*TASK TO COMPLETE:*
Extract every line that includes the string "with".

*SOURCE DATA:*

=======

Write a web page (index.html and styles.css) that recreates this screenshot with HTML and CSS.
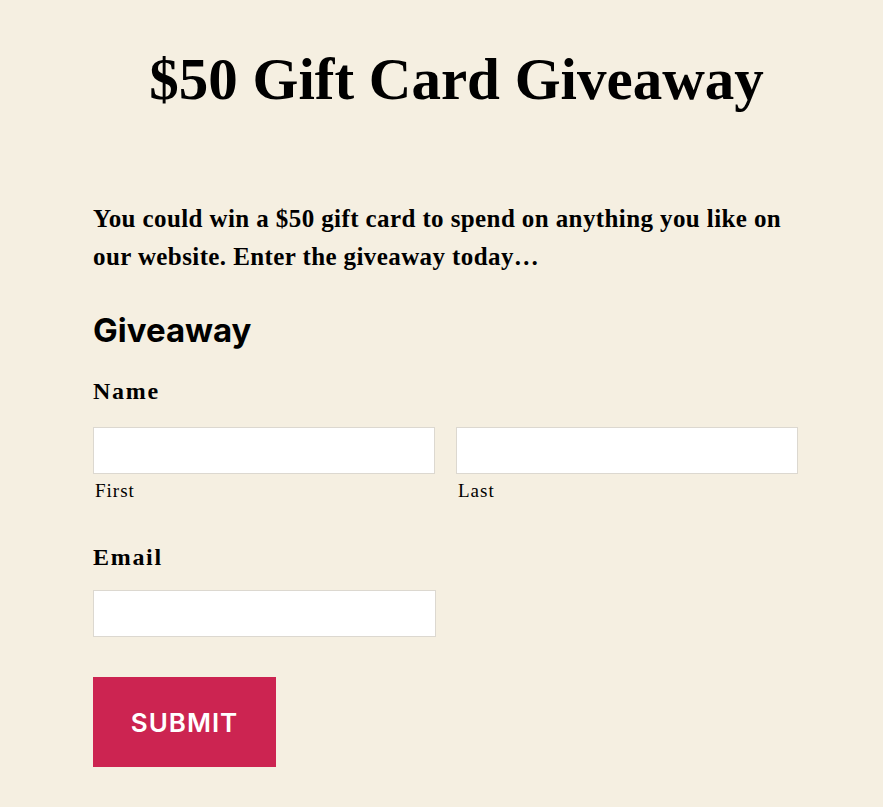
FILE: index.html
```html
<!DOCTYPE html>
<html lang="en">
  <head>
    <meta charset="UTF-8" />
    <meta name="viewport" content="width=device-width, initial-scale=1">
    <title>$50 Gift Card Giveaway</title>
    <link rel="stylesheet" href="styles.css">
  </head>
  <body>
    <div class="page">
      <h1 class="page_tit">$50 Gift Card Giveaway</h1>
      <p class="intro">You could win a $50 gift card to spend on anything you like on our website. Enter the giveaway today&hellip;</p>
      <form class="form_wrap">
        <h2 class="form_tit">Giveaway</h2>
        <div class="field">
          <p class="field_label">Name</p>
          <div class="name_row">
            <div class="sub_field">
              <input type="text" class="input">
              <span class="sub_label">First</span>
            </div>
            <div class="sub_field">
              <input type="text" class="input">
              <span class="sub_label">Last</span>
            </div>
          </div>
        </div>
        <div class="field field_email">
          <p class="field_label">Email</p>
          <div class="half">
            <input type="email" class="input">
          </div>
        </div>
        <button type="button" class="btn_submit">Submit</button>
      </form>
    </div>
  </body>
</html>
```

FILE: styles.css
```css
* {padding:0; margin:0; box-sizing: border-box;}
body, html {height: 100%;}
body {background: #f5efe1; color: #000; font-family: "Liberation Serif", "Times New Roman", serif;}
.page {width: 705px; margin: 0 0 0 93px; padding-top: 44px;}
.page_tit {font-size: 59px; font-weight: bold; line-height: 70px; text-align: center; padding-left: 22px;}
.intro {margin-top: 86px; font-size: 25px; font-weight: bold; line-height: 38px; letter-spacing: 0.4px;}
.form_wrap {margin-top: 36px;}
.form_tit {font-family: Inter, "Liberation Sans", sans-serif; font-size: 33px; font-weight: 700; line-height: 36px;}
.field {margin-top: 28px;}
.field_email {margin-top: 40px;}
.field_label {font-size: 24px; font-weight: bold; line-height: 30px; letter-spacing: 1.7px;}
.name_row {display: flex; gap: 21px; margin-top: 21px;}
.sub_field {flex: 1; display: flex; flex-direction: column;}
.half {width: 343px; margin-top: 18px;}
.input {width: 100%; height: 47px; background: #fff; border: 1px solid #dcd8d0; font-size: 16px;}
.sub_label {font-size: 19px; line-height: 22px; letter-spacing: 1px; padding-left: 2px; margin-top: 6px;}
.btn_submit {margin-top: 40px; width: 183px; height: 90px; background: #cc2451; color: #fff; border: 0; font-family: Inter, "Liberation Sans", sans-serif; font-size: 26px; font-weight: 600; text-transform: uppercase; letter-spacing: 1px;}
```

=======

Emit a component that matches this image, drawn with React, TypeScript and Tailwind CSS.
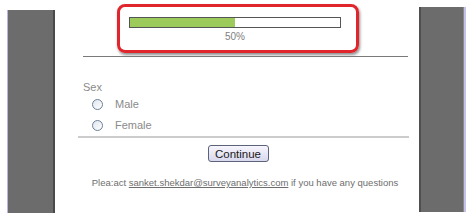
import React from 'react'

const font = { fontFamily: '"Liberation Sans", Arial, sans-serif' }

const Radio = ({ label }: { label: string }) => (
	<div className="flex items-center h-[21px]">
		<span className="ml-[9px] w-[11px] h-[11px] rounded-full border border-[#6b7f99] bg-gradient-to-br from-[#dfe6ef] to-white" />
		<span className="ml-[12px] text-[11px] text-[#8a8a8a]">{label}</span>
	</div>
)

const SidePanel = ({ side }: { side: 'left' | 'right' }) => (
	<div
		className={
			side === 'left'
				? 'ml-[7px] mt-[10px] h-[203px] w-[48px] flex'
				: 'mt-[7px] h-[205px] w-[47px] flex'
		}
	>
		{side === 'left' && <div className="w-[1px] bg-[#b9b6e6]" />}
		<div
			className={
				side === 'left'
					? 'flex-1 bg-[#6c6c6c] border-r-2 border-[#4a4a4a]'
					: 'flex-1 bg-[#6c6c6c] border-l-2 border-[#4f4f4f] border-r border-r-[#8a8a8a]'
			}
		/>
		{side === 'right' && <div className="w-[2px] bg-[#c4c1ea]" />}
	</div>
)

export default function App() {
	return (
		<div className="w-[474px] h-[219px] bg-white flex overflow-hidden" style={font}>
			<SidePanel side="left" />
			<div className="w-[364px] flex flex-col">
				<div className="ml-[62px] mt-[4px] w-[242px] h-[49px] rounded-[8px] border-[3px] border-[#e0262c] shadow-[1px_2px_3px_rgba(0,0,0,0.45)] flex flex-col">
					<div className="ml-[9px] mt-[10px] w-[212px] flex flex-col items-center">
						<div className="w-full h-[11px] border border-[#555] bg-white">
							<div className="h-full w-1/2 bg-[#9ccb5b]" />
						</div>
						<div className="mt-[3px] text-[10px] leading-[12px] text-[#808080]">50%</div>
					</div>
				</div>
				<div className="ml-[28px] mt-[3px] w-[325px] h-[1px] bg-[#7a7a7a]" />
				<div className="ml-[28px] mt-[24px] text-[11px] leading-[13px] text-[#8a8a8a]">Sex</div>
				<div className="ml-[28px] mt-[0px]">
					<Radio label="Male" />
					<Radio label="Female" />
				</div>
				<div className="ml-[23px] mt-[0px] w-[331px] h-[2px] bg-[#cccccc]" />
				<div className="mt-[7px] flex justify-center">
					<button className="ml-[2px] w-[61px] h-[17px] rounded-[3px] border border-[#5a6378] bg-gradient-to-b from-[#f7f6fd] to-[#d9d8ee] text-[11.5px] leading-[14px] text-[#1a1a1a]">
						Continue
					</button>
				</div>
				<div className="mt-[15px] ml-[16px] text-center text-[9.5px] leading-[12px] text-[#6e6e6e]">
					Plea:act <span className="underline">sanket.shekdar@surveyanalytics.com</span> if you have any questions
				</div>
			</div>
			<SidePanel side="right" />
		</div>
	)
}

=======

*RESULT OF THE TASK:*
Write a web page (index.html and styles.css) that recreates this screenshot with HTML and CSS.
Emit a component that matches this image, drawn with React, TypeScript and Tailwind CSS.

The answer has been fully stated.